Monday, 30 July 2012

Queuing for food at the Olympics.

Sticking with my theme of whinging about whinging (see previous post) I've been spending a lot of energy whinging about people whinging about the Olympics lately. It seems that the brilliant opening ceremony converted most of the stragglers and now only a few miserable bellends remain. A whole nation was waiting to be the first to point out how shit it was and quickly realised that it was in fact the greatest thing of all time.

Maybe it wasn't quite that. Some of it was fairly close to watching the chorus of a big budget musical but put all together I thought it was amazing. Yes it cost a lot of money but it made me happy and I'm not against a small portion of our taxes going towards making us happy. In fact why can't just have a perpetual Olympics? I can think of no logical reason why rowing would not be equally as exciting if it was on telly from now until the end of time.

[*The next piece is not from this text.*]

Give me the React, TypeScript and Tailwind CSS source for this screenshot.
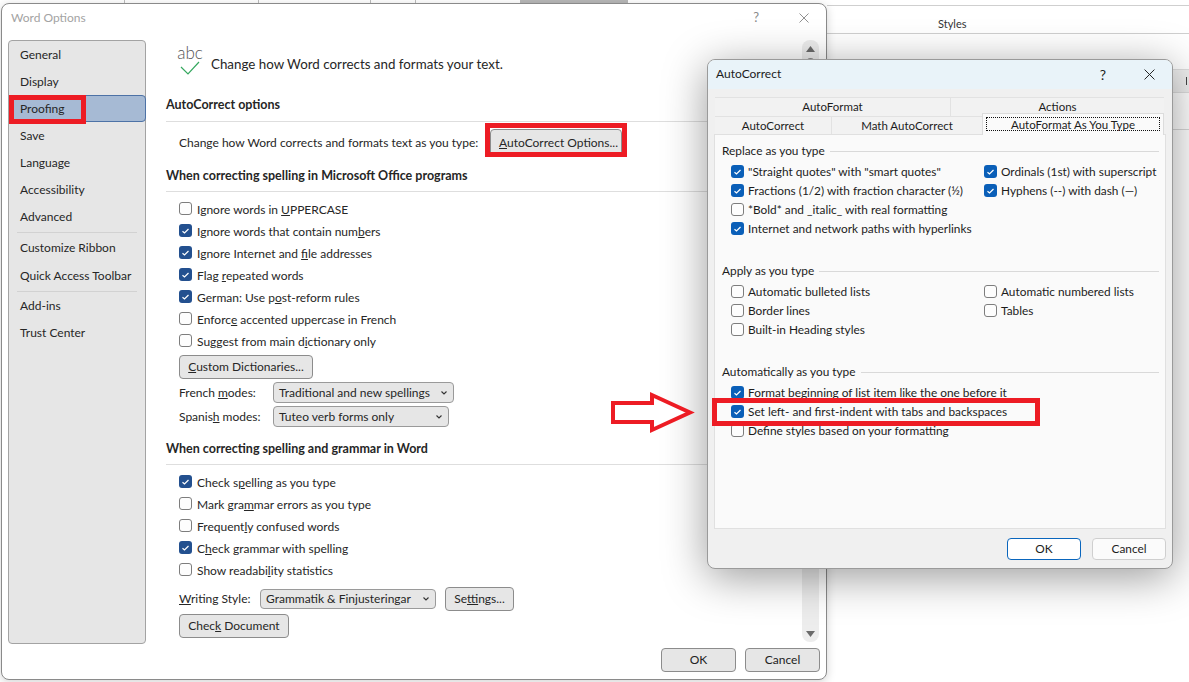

So now that everyone's converted. Now that we're all settling down to watch the judo. Now that I have professed my evangelical love of the Olympics I think I'm entitled to have a slight moan about it. Just one tiny thing...

Yesterday I went to watch the football at Wembley. I saw two very entertaining games. In between them there was a 50 minute break. I spent that entire time queueing for food which I did not end up getting. I knew the queues were going to be long. I accept that. I'm no fool. I ged it, Wembley, I ged it. I knew that the staff might not be lightening quick. I've been to the O2 Arena and have discovered that the longer a queue, the more time sensitive the situation, the more moronically slow the staff will be. What I didn't anticipate was that after 40 minutes of queuing I would be told that they had ran out of food. Firstly, how do you run out of food? It was as if they were surprised by the rush. Surely they knew that we were coming. Secondly, why did they wait until the very last spicy fucking bean ciabatta had gone to tell the 500 plus people waiting that there was no food?

I then passed the information desk and couldn't help but do an impression of my dad, at Clarks shoe shop in 1989, and complain in an embarrassingly British sort of a way. I was told that, and this is true, the reason for the problems was that 'it's busy because of the Olympics'. This was said as if they were giving me information I might not be aware of. 'Thanks information desk, and what exactly is the O'lympics?'. 'Hang on, I'll see if I can find out'.

We then very foolishly joined another queue and there was an equally irritating situation in which no one covered themselves in glory. I raised my voice like the fat spoilt Westerner that I am and said things like 'It's not acceptable'. The staff slowly span around in circles like they were being operated by a bear who'd just been handed a playstation controller. Safe to say I walked away with no food.

Anyway, like I say, I am well behind these Olympics. Situations like this are not the fault of the Olympics themselves. They are the fault of a system in which seemingly vast swathes of people simply don't give a shit about their job. I have had plenty of shit jobs. I've written a blog about it. It's called 'Shit jobs'. No matter how shit those jobs were I always wanted to do them relatively well. Otherwise what's the point? Anyone who saw my work at the Co-op in the 97-98 season will remember I took pride in reducing long queues. Till workers of Great Britain! This is a rallying call! You may one day find yourself in long queue. Serve with the speed and efficiency with which you would like to be served. Or at least something approaching it. Please.